Penn has recently made national headlines after President Liz Magill and Board of Trustees Chair Scott Bok resigned from their positions, having faced increasing scrutiny and allegations of complicity in campus antisemitism.
It’s a strangely poetic justice. Before nightfall and the conclusion of Shabbat on Dec. 9, as Penn’s Jews were preparing to light the fourth candle of the menorah, our university’s contentious administrative heads resigned. But do these resignations mark an actual change on our campus?
The earliest publicized call for Magill’s resignation was by Marc Rowan, CEO of Apollo Management and Wharton alumnus. He was also among the first of the university’s donors to retract funding, after whom many other donors followed suit. With the administration’s upheaval, Penn has garnered criticism for pandering to the interests of whoever benefits the university endowment.
While Magill and Bok have publicly become the faces of Penn’s antisemitism, longstanding cultural issues have brewed within the broader Penn community. For instance, a student has faced legal repercussions after allegedly stealing Israeli flags hung near campus. Currently, at least one other student is also awaiting hearings for charges of misdemeanor and theft. And so, the recent resignations are little more than a symbolic triumph over antisemitism on campus. It is unlikely that our university’s dynamic will actually change.
The President is only responsible for the university’s vision and strategy while the Board of Trustees oversees the president and institutional policies. In short, both parties rarely handle day-to-day disciplinary actions or even the selection of students and faculty. Additionally, they do not have much say over the scheduling of organized events — most notably the Palestine Writes Literature Festival and the screening of the controversial documentary “Israelism.”

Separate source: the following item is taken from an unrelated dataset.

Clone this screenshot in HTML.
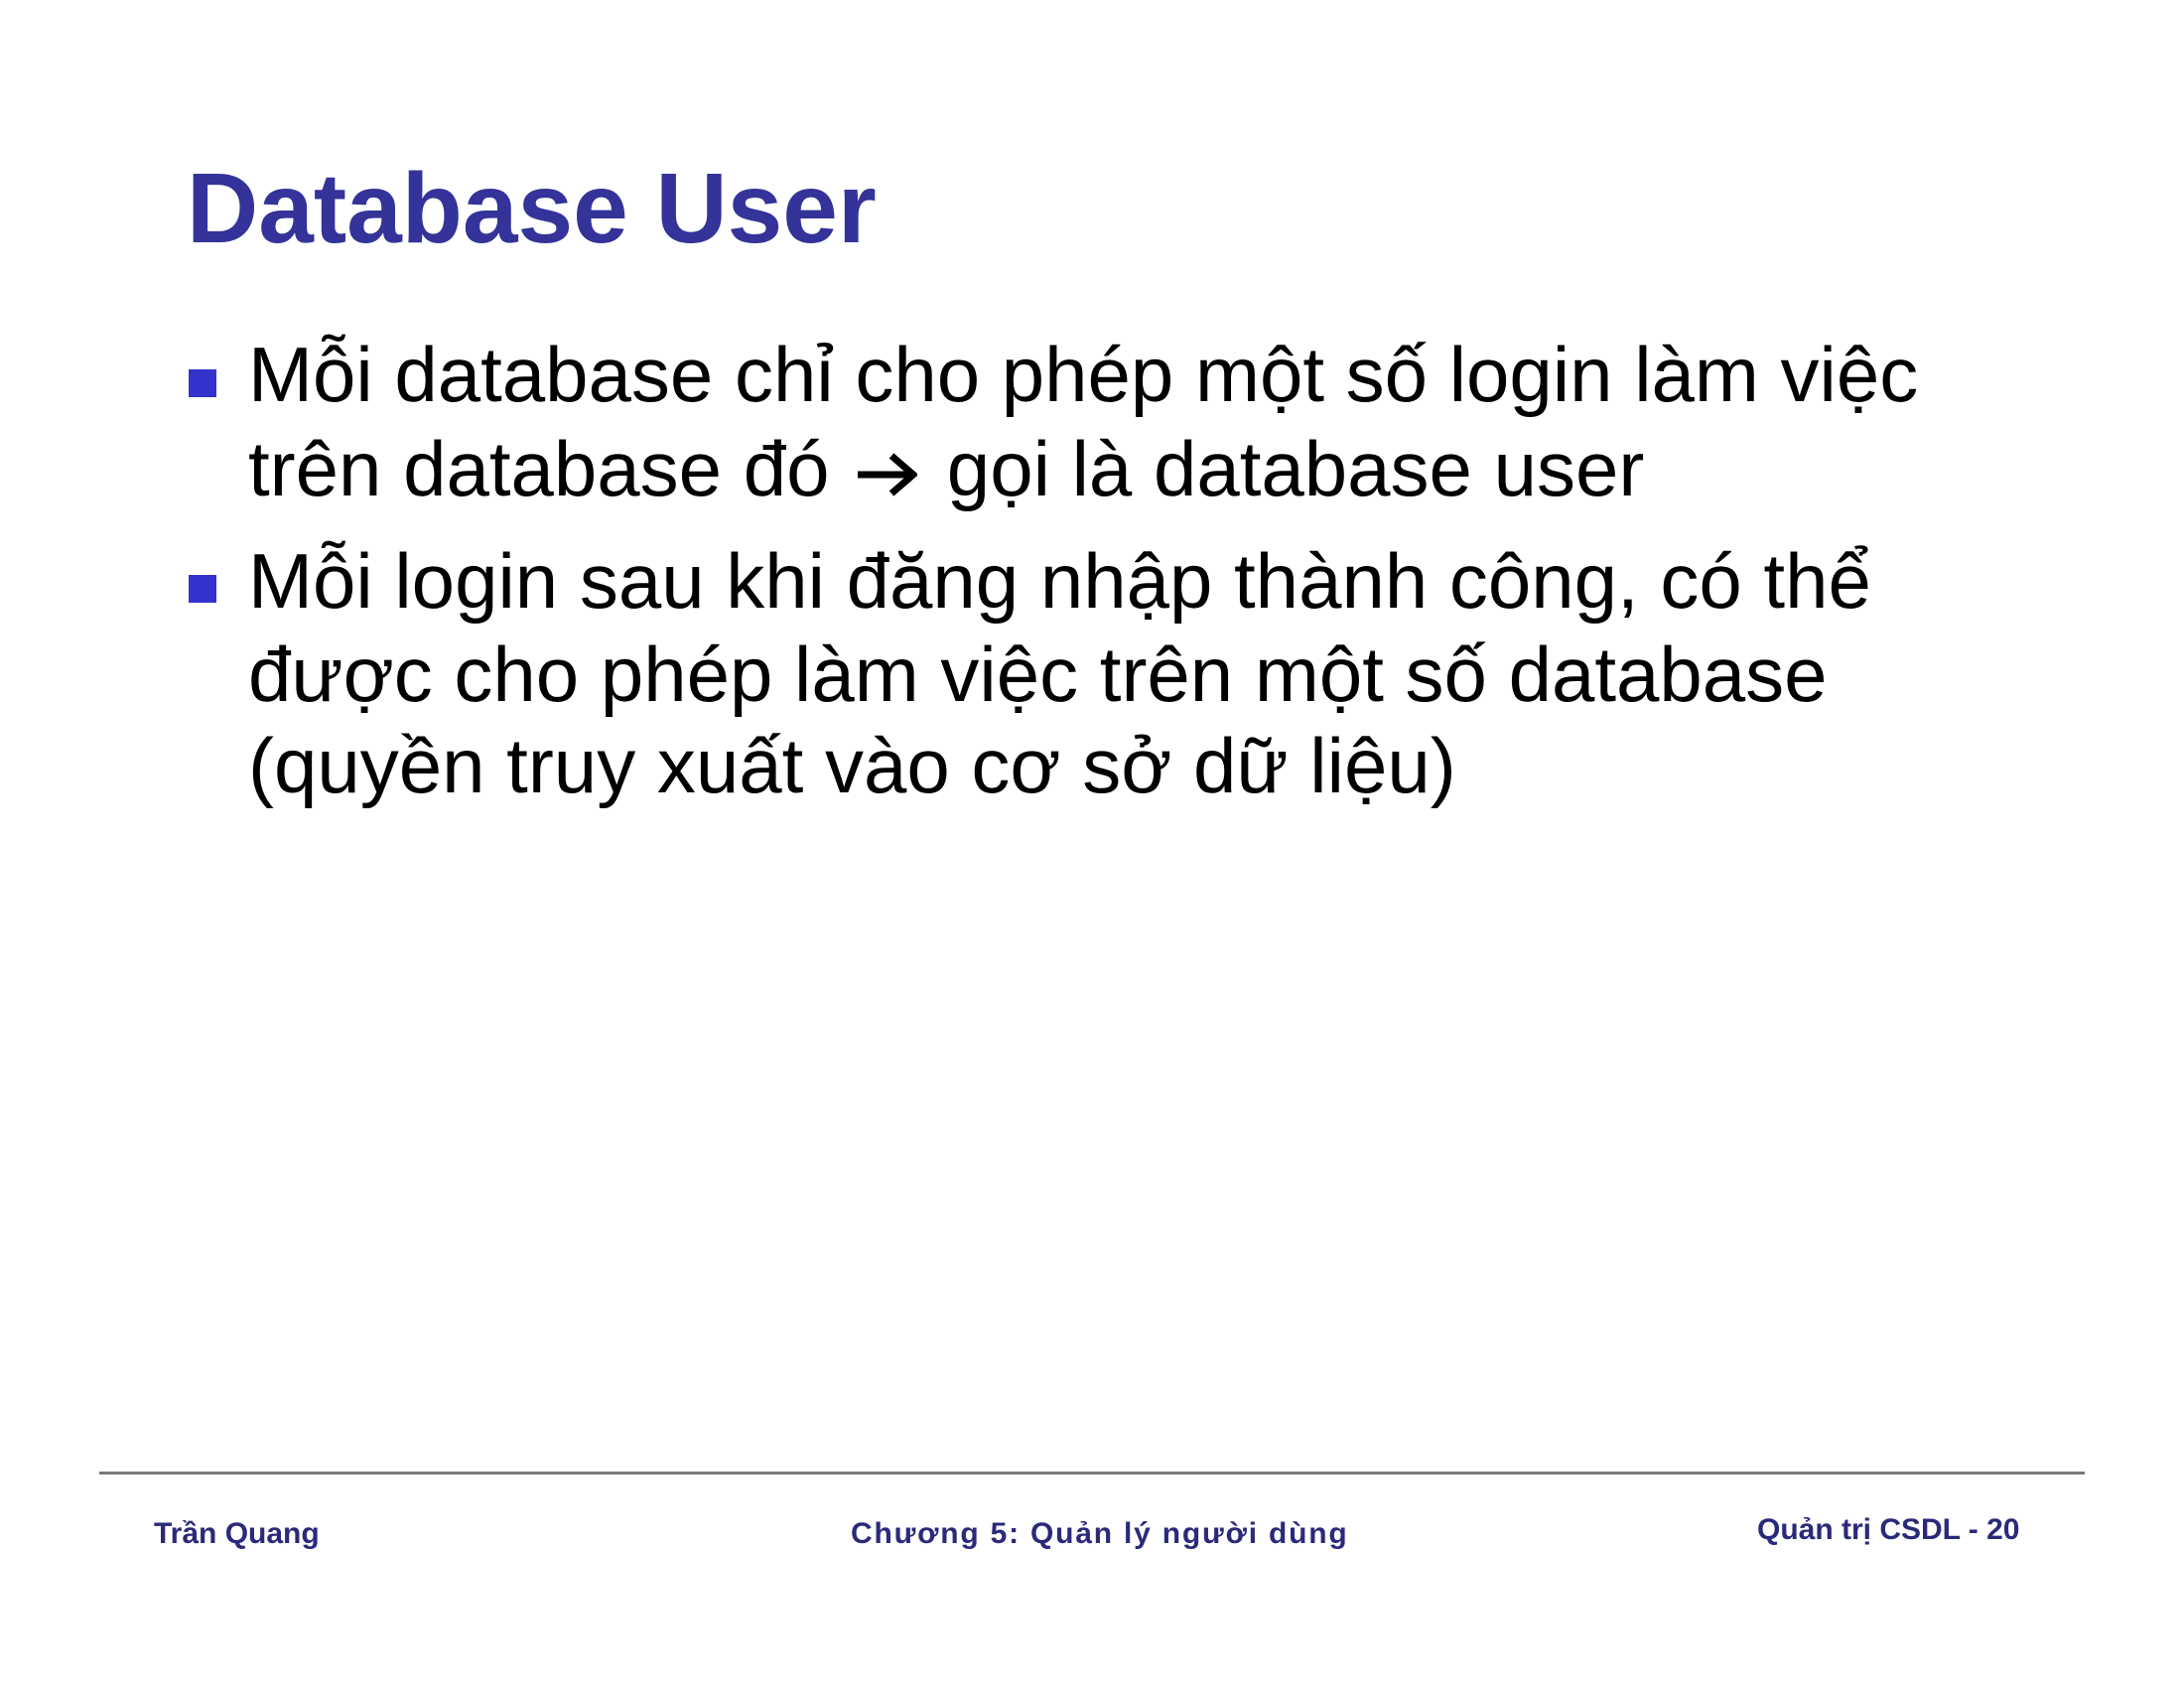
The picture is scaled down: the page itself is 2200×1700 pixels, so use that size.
<!DOCTYPE html>
<html><head><meta charset="utf-8"><style>
body{margin:0;width:2200px;height:1700px;background:#fff;position:relative;overflow:hidden;font-family:"Liberation Sans",sans-serif}
.t{position:absolute;left:188px;top:150px;font-size:100px;font-weight:bold;color:#333399;line-height:120px;white-space:nowrap}
.l{position:absolute;left:250px;font-size:78px;line-height:93px;color:#000;white-space:nowrap}
.b{position:absolute;left:190px;width:28px;height:28px;background:#3333cc}
.f{position:absolute;font-size:30px;font-weight:bold;color:#2a2a7a;line-height:34px;white-space:nowrap}
</style></head><body>
<div class="t">Database User</div>
<div class="b" style="top:372px"></div>
<div class="l" style="top:331px">Mỗi database chỉ cho phép một số login làm việc</div>
<div class="l" style="top:426px">trên database đó <svg width="62" height="46" viewBox="0 0 62 46" style="vertical-align:-2px;margin:0 8px 0 5px"><path d="M2 23H56M36 4L58 23L36 42" fill="none" stroke="#000" stroke-width="7"/></svg> gọi là database user</div>
<div class="b" style="top:579px"></div>
<div class="l" style="top:539px">Mỗi login sau khi đăng nhập thành công, có thể</div>
<div class="l" style="top:633px">được cho phép làm việc trên một số database</div>
<div class="l" style="top:725px">(quyền truy xuất vào cơ sở dữ liệu)</div>
<div style="position:absolute;left:100px;top:1482px;width:2000px;height:3px;background:#7a7a7a"></div>
<div class="f" style="left:155px;top:1528px">Trần Quang</div>
<div class="f" style="left:857px;top:1528px;letter-spacing:1.8px">Chương 5: Quản lý người dùng</div>
<div class="f" style="left:1770px;top:1524px">Quản trị CSDL - 20</div>
</body></html>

Rather, we have the Provost, who oversees academic affairs and the hiring of faculty; deans, who manage the operations of specific schools or departments; the Faculty Senate, which represents the faculty’s interests in policy making; and the Office of Student Affairs, which handles student conduct and campus culture.

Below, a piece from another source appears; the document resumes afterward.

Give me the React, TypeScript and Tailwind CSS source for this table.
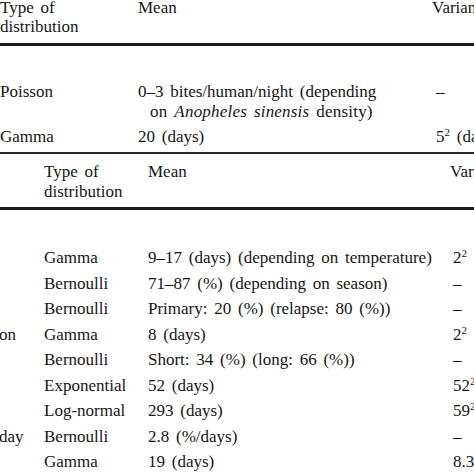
const serif = { fontFamily: '"Liberation Serif", "Times New Roman", serif', wordSpacing: '2.5px' };

type Row = { kind: string; lead?: string; mean: React.ReactNode; variance: React.ReactNode };

function Sq({ base }: { base: string }) {
  return (
    <span>
      {base}
      <sup className="relative -top-[6px] text-[11px]">2</sup>
    </span>
  );
}

const rows: Row[] = [
  { kind: 'Gamma', mean: '9–17 (days) (depending on temperature)', variance: <Sq base="2" /> },
  { kind: 'Bernoulli', mean: '71–87 (%) (depending on season)', variance: '–' },
  { kind: 'Bernoulli', mean: 'Primary: 20 (%) (relapse: 80 (%))', variance: '–' },
  { kind: 'Gamma', lead: 'on', mean: '8 (days)', variance: <Sq base="2" /> },
  { kind: 'Bernoulli', mean: 'Short: 34 (%) (long: 66 (%))', variance: '–' },
  { kind: 'Exponential', mean: '52 (days)', variance: <Sq base="52" /> },
  { kind: 'Log-normal', mean: '293 (days)', variance: <Sq base="59" /> },
  { kind: 'Bernoulli', lead: 'day', mean: '2.8 (%/days)', variance: '–' },
  { kind: 'Gamma', mean: '19 (days)', variance: '8.3' },
];

export default function App() {
  return (
    <div className="h-[474px] w-[474px] overflow-hidden bg-white text-[17px] text-[#161616]" style={serif}>
      {/* first table, top cut off */}
      <div className="-mt-[2px] grid h-[48px] grid-cols-[138px_294px_1fr] border-b-[3px] border-[#1a1a1a] leading-[19px]">
        <div>
          Type of
          <br />
          distribution
        </div>
        <div>Mean</div>
        <div className="whitespace-nowrap">Variance</div>
      </div>
      <div className="grid grid-cols-[138px_294px_1fr] pt-[36px] leading-[20px]">
        <div>Poisson</div>
        <div className="whitespace-nowrap">
          <div>0–3 bites/human/night (depending</div>
          <div className="pl-[12px] tracking-[0.2px]">
            on <i>Anopheles sinensis</i> density)
          </div>
        </div>
        <div className="pl-[4px]">–</div>
      </div>
      <div className="grid grid-cols-[138px_294px_1fr] border-b-2 border-[#2a2a2a] pt-[5px] pb-[5px] leading-[20px]">
        <div>Gamma</div>
        <div>20 (days)</div>
        <div className="whitespace-nowrap pl-[4px]">
          <Sq base="5" /> (days)
        </div>
      </div>

      {/* second table */}
      <div className="grid h-[56px] grid-cols-[44px_104px_302px_1fr] border-b-[3px] border-[#1a1a1a] pt-[8px] leading-[20px]">
        <div />
        <div className="whitespace-nowrap">
          Type of
          <br />
          distribution
        </div>
        <div>Mean</div>
        <div className="whitespace-nowrap">Variance</div>
      </div>
      <div className="pt-[35px] leading-[25.5px]">
        {rows.map((row, i) => (
          <div key={i} className="grid grid-cols-[44px_104px_302px_1fr] whitespace-nowrap">
            <div className="-ml-[1px]">{row.lead ?? ''}</div>
            <div>{row.kind}</div>
            <div>{row.mean}</div>
            <div className="pl-[3px]">{row.variance}</div>
          </div>
        ))}
      </div>
    </div>
  );
}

And with Penn’s structure of decentralized decision making, discipline and policy enforcement inadvertently lie in the hands of professors as well. However, Penn’s principle of academic freedom makes it difficult to, at least at an institutional level, reprimand these de facto administrators themselves with controversial speech. Nevertheless, the statute for freedom of speech does not absolve professors of their responsibility to uphold professional conduct. As our university’s structure is amidst an unprecedented turnover, we need to encourage constructive — rather than controversial — dialogue as well as opportunities for impressionable students to think critically. With these dynamics, some professors have been concerningly crass in their public commentary of the Israel-Hamas conflict.
As a student myself, I don’t want to discredit the authority or abilities of my instructors. However, our leadership needs to recognize that their speech can contribute to student discomfort and fear of open dialogue. I’m sure that most of Penn’s community not only accepts but actively seeks the exploration and debate of differing ideas. But when students and faculty cease to maintain mutual respect, the ethics of the academic community are ironically ignored.
It's clear that Magill and Bok are not solely responsible for what Penn has come to. Therefore, unless a comprehensive restructuring of campus standards is initiated, Magill and Bok’s resignations amount to little in terms of the campus environment.